= Stated exercise =
Print exactly the lines from the first one down to the line that contains "const INK = '#3b3b97';", both included, and skip the pictures.

= Dataset content =
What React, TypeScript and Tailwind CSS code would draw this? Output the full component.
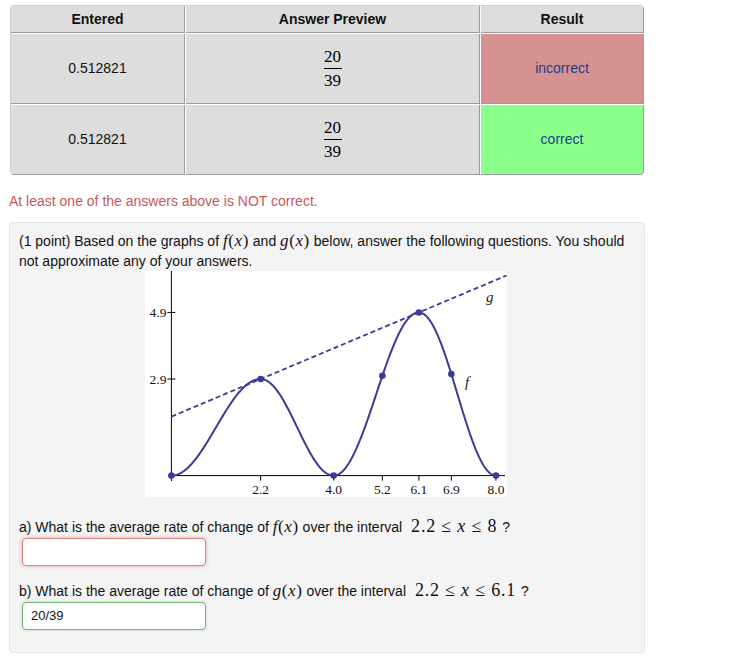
import React from 'react';

const sans = { fontFamily: '"Liberation Sans", Arial, sans-serif' };
const serif = { fontFamily: '"Liberation Serif", "Times New Roman", serif' };

const INK = '#3b3b97';

// graph mapping
const X = (x: number) => 26.4 + 40.57 * x;
const Y = (y: number) => 204.6 - 33.3 * y;

function f(x: number) {
  if (x <= 2.2) return (2.9 * (1 - Math.cos((Math.PI * x) / 2.2))) / 2;
  if (x <= 4) return (2.9 * (1 + Math.cos((Math.PI * (x - 2.2)) / 1.8))) / 2;
  if (x <= 6.1) return (4.9 * (1 - Math.cos((Math.PI * (x - 4)) / 2.1))) / 2;
  return (4.9 * (1 + Math.cos((Math.PI * (x - 6.1)) / 1.9))) / 2;
}

const g = (x: number) => 2.9 + (x - 2.2) * (20 / 39);

function curvePath() {
  const pts: string[] = [];
  for (let i = 0; i <= 400; i++) {
    const x = (8 * i) / 400;
    pts.push(`${i === 0 ? 'M' : 'L'}${X(x).toFixed(2)},${Y(f(x)).toFixed(2)}`);
  }
  return pts.join(' ');
}

const Graph: React.FC = () => {
  const dots = [0, 2.2, 4, 5.2, 6.1, 6.9, 8];
  const xTicks = ['2.2', '4.0', '5.2', '6.1', '6.9', '8.0'];
  return (
    <svg width="362" height="226" viewBox="0 0 362 226" className="block bg-white">
      {/* axes */}
      <line x1={X(0)} y1="0" x2={X(0)} y2="210" stroke="#000" strokeWidth="1" />
      <line x1={X(0) - 3} y1={Y(0)} x2="360" y2={Y(0)} stroke="#000" strokeWidth="1" />
      {[4.9, 2.9].map((v) => (
        <g key={v}>
          <line x1={X(0) - 4} y1={Y(v)} x2={X(0) + 4} y2={Y(v)} stroke="#000" strokeWidth="1" />
          <text x={X(0) - 5} y={Y(v) + 4.5} textAnchor="end" fontSize="13.5" style={serif} fill="#111">
            {v.toFixed(1)}
          </text>
        </g>
      ))}
      {xTicks.map((t) => (
        <g key={t}>
          <line x1={X(+t)} y1={Y(0)} x2={X(+t)} y2={Y(0) + 5} stroke="#000" strokeWidth="1" />
          <text x={X(+t)} y="223" textAnchor="middle" fontSize="13.5" style={serif} fill="#111">
            {t}
          </text>
        </g>
      ))}
      {/* g line */}
      <line
        x1={X(0)}
        y1={Y(g(0))}
        x2={X(8.26)}
        y2={Y(g(8.26))}
        stroke={INK}
        strokeWidth="1.8"
        strokeDasharray="5 3"
      />
      {/* f curve */}
      <path d={curvePath()} fill="none" stroke={INK} strokeWidth="2" />
      {dots.map((x) => (
        <circle key={x} cx={X(x)} cy={Y(f(x))} r="3.3" fill={INK} />
      ))}
      <text x="341" y="31" fontSize="15" fontStyle="italic" style={serif} fill="#222">
        g
      </text>
      <text x="320" y="116" fontSize="15" fontStyle="italic" style={serif} fill="#222">
        f
      </text>
    </svg>
  );
};

const Frac: React.FC = () => (
  <div
    className="inline-flex flex-col items-center text-[17px] leading-[17px] text-black"
    style={serif}
  >
    <span>20</span>
    <span className="my-[3px] h-px w-[18px] bg-black" />
    <span>39</span>
  </div>
);

const Fx: React.FC<{ name: string }> = ({ name }) => (
  <span className="text-[17px] leading-none tracking-[0.6px]" style={serif}>
    <i>{name}</i>(<i>x</i>)
  </span>
);

const Interval: React.FC<{ hi: string }> = ({ hi }) => (
  <span className="mx-[5px] text-[18px] leading-none tracking-[0.8px]" style={serif}>
    2.2 ≤ <i>x</i> ≤ {hi}
  </span>
);

export default function App() {
  const cell = 'flex items-center justify-center border-r border-b border-[#9a9a9a] text-[14px]';
  return (
    <div className="min-h-[658px] w-[751px] bg-white pl-[9px] pt-[5px] text-[#111]" style={sans}>
      {/* results table */}
      <div className="ml-[1px] w-[634px] overflow-hidden rounded-[4px] border-t border-l border-[#cfcfcf] bg-white">
        <div className="grid grid-cols-[174px_294px_1fr] gap-px">
          <div className={`${cell} h-[27px] bg-[#dddddd] font-bold`}>Entered</div>
          <div className={`${cell} h-[27px] bg-[#dddddd] font-bold`}>Answer Preview</div>
          <div className={`${cell} h-[27px] bg-[#dddddd] font-bold`}>Result</div>

          <div className={`${cell} h-[70px] bg-[#dddddd]`}>0.512821</div>
          <div className={`${cell} h-[70px] bg-[#dddddd]`}>
            <Frac />
          </div>
          <div className={`${cell} h-[70px] bg-[#d69191] text-[#243c8c]`}>incorrect</div>

          <div className={`${cell} h-[70px] bg-[#dddddd]`}>0.512821</div>
          <div className={`${cell} h-[70px] bg-[#dddddd]`}>
            <Frac />
          </div>
          <div className={`${cell} h-[70px] rounded-br-[4px] bg-[#8bff8b] text-[#243c8c]`}>correct</div>
        </div>
      </div>

      <p className="mt-[16px] text-[14px] leading-[20px] text-[#c9575a]">
        At least one of the answers above is NOT correct.
      </p>

      {/* problem */}
      <div className="mt-[11px] w-[636px] rounded-[4px] border border-[#e3e3e3] bg-[#f4f4f4] px-[9px] pt-[8px] pb-[22px] text-[14px] leading-[20px] text-[#111]">
        <p>
          (1 point) Based on the graphs of <Fx name="f" /> and <Fx name="g" /> below, answer the following
          questions. You should not approximate any of your answers.
        </p>

        <div className="ml-[126px]">
          <Graph />
        </div>

        <p className="mt-[20px]">
          a) What is the average rate of change of <Fx name="f" /> over the interval <Interval hi="8" />?
        </p>
        <div className="ml-[3px] mt-px h-[28px] w-[184px] rounded-[4px] border border-[#d9827f] bg-white shadow-[0_0_4px_rgba(217,83,79,0.45)]" />

        <p className="mt-[15px]">
          b) What is the average rate of change of <Fx name="g" /> over the interval <Interval hi="6.1" />?
        </p>
        <div className="ml-[3px] mt-px flex h-[28px] w-[184px] items-center rounded-[4px] border border-[#72b472] bg-white px-[8px] text-[13px] shadow-[0_0_3px_rgba(92,184,92,0.4)]">
          20/39
        </div>
      </div>
    </div>
  );
}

= Task response =
What React, TypeScript and Tailwind CSS code would draw this? Output the full component.
import React from 'react';

const sans = { fontFamily: '"Liberation Sans", Arial, sans-serif' };
const serif = { fontFamily: '"Liberation Serif", "Times New Roman", serif' };

const INK = '#3b3b97';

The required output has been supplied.